• _INSTRUCTIONS TO FOLLOW_
In the material below, identify each line bearing the word "TypeScript". Reproduce those lines.

• _MATERIAL SUPPLIED_
****
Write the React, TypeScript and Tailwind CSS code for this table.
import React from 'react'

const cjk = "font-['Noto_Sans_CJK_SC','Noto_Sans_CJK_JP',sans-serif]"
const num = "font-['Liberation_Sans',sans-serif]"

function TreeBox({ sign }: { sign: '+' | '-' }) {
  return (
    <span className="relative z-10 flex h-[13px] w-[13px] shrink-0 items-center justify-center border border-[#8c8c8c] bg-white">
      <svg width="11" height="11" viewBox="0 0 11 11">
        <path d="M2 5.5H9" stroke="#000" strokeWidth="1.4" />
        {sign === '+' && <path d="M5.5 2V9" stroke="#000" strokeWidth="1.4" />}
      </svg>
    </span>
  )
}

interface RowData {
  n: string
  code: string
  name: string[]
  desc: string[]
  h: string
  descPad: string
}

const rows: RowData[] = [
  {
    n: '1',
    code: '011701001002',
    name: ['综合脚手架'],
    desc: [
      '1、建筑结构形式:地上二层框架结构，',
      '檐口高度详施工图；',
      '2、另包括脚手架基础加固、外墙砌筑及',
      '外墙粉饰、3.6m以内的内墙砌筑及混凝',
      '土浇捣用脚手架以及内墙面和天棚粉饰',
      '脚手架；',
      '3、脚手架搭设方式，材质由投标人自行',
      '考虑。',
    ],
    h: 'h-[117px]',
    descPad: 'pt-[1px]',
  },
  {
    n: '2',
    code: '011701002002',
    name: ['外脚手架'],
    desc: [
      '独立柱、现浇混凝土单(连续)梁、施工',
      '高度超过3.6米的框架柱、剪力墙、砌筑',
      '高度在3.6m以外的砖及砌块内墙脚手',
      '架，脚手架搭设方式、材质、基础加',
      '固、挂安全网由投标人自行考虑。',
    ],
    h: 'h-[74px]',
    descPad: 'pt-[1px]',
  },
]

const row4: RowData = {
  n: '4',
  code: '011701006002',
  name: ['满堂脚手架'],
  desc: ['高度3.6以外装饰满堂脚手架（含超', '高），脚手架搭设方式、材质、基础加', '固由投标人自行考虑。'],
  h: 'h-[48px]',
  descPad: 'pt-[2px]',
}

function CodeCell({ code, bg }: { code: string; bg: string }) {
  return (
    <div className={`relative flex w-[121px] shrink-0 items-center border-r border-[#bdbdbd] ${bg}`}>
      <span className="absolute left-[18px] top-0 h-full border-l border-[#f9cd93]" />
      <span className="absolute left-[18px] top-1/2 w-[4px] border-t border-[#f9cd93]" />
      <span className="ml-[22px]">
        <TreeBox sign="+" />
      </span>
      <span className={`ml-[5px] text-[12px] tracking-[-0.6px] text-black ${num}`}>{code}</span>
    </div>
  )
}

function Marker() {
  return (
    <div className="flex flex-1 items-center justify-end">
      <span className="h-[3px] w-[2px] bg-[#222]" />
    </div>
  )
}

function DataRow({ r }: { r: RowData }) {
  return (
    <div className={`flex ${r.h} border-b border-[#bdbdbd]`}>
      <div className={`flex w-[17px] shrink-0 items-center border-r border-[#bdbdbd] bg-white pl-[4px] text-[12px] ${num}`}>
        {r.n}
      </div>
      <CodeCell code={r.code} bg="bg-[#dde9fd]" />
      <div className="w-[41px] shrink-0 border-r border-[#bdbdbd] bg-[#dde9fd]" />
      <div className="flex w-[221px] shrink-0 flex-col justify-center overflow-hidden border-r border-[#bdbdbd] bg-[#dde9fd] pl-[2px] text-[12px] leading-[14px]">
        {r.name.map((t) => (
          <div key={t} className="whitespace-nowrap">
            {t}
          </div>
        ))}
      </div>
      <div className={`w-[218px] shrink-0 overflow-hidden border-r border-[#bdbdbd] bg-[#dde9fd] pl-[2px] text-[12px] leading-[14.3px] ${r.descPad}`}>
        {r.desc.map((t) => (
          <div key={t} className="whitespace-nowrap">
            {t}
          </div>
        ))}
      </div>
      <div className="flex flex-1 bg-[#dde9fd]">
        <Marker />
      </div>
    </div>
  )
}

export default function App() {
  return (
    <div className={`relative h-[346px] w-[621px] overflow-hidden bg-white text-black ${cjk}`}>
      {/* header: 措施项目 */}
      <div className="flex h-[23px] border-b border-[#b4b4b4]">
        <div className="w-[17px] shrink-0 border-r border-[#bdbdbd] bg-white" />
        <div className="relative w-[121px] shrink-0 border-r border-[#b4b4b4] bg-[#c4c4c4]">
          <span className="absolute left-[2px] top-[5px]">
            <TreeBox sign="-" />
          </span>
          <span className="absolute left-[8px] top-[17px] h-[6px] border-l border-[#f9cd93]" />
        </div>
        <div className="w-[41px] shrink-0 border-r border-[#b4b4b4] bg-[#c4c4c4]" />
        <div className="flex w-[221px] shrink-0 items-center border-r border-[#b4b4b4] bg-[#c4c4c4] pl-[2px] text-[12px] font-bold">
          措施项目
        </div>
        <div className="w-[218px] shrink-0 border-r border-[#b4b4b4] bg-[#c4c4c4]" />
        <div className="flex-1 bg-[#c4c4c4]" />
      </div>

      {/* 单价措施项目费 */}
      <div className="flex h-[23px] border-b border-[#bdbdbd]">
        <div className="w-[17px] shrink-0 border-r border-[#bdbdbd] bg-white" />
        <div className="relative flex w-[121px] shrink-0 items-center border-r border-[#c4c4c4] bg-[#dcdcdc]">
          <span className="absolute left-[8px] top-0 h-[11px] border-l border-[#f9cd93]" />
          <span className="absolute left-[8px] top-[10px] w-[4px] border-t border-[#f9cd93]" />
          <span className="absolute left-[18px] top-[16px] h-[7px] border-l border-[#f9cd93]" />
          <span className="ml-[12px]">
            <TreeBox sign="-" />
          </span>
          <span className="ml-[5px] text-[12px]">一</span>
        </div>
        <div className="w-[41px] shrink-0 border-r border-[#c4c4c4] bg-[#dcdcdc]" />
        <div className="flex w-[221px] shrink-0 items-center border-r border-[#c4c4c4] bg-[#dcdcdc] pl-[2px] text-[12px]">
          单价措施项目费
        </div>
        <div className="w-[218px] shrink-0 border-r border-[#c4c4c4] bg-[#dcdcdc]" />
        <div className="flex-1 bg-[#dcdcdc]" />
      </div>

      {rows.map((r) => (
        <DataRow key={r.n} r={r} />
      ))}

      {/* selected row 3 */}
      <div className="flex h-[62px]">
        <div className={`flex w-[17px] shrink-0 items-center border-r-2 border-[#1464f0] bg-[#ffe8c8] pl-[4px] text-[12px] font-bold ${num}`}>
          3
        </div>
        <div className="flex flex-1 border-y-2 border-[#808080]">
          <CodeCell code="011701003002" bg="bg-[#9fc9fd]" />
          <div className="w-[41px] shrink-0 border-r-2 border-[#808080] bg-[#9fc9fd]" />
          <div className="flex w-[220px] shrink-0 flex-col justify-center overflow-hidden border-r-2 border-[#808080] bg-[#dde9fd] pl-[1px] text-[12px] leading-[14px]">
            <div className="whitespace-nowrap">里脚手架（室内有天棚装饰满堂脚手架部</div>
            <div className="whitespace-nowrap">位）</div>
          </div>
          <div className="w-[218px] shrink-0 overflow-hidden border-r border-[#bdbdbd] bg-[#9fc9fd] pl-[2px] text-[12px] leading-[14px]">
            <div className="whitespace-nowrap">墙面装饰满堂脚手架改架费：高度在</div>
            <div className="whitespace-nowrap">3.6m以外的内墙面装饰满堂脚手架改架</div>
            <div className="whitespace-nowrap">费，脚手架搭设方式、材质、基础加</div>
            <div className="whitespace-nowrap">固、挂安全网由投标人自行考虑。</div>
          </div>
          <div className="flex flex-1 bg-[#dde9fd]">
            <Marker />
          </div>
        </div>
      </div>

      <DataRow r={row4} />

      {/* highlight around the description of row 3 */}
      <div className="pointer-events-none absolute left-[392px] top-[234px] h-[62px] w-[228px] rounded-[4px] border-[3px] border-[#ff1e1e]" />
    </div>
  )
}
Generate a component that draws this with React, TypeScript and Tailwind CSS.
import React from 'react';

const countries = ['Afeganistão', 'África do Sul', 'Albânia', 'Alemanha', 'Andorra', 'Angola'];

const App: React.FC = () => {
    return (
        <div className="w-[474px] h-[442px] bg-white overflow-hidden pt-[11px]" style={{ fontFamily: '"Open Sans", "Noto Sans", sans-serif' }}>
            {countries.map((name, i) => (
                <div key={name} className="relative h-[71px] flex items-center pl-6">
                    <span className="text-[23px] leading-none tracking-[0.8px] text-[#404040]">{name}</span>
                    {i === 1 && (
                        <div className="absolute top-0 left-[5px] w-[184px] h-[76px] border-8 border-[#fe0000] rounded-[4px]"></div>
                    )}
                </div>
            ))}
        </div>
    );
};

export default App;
****
• _ANSWER_
Write the React, TypeScript and Tailwind CSS code for this table.
Generate a component that draws this with React, TypeScript and Tailwind CSS.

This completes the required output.